See Built to Perform: An Industry-led Pathway to a Zero Carbon Ready Building Code 

Rosemary Kennedy

Read and learn more about which materials and process are most environmentally damaging and consciously steer clients and other architects and consultants away from those choices.  

Understand the expected lifespan for any new or renovated building and choose the appropriate materials and technologies for that building – there is no sense in designing a concrete frame building that could physically last 200 years if it will be entirely out of date economically and demolished in 50 years.

If you run a practice then sign up to Architects Declare Climate Emergency…

Paul Matthew

Question 6: What do you believe the future of glass skyscrapers will be?
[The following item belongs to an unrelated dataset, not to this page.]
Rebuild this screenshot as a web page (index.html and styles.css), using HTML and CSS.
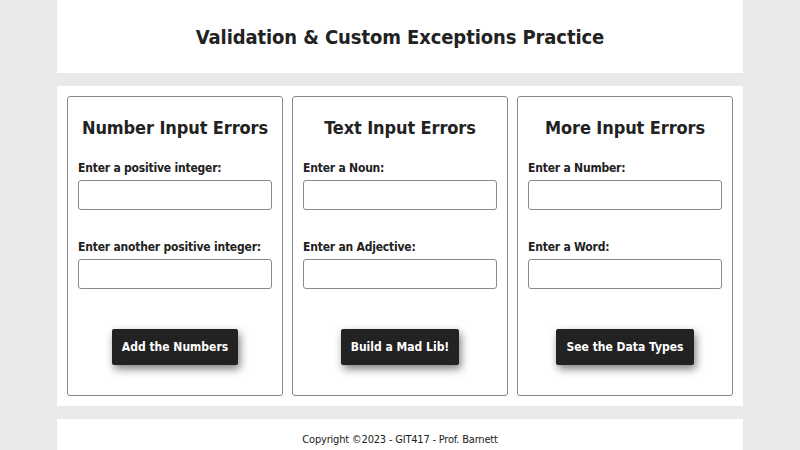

Note there are places in the world where people cannot afford the energy to ‘run’ sealed glass skyscrapers, (and the earth certainly cannot afford that type of high-carbon architecture) and they are occupying them by punching out the glass to allow natural air flow.  We as architects need to take serious lessons from that.

Elizabeth Watson Brown 

I don’t think the tall glass building has a future.

Rosemary Kennedy

They’ll make great refurbishment projects in 20-30 years.

Paul Matthew

In the sub-tropical/ tropical climates shading the façades avoids solar heat gain. If made of photovoltaics, the shades become an inherent electricity source for the building. The optimum fixed angles will vary with latitude and orientation to give different expressions to correct environmental solutions. In Brisbane, at 27 degree south, the sun never shines from true south; the low angle summer morning and afternoon sun can be controlled by vertical shades on the south. 

Adjustable shades enable greater shade control and, the more successful the shade, the more power generated with solar panels as the top surface. A solar shade moving to always be perpendicular to the sun gains more power. However, the cost to do so is infinitely more expensive than moving on a single axis.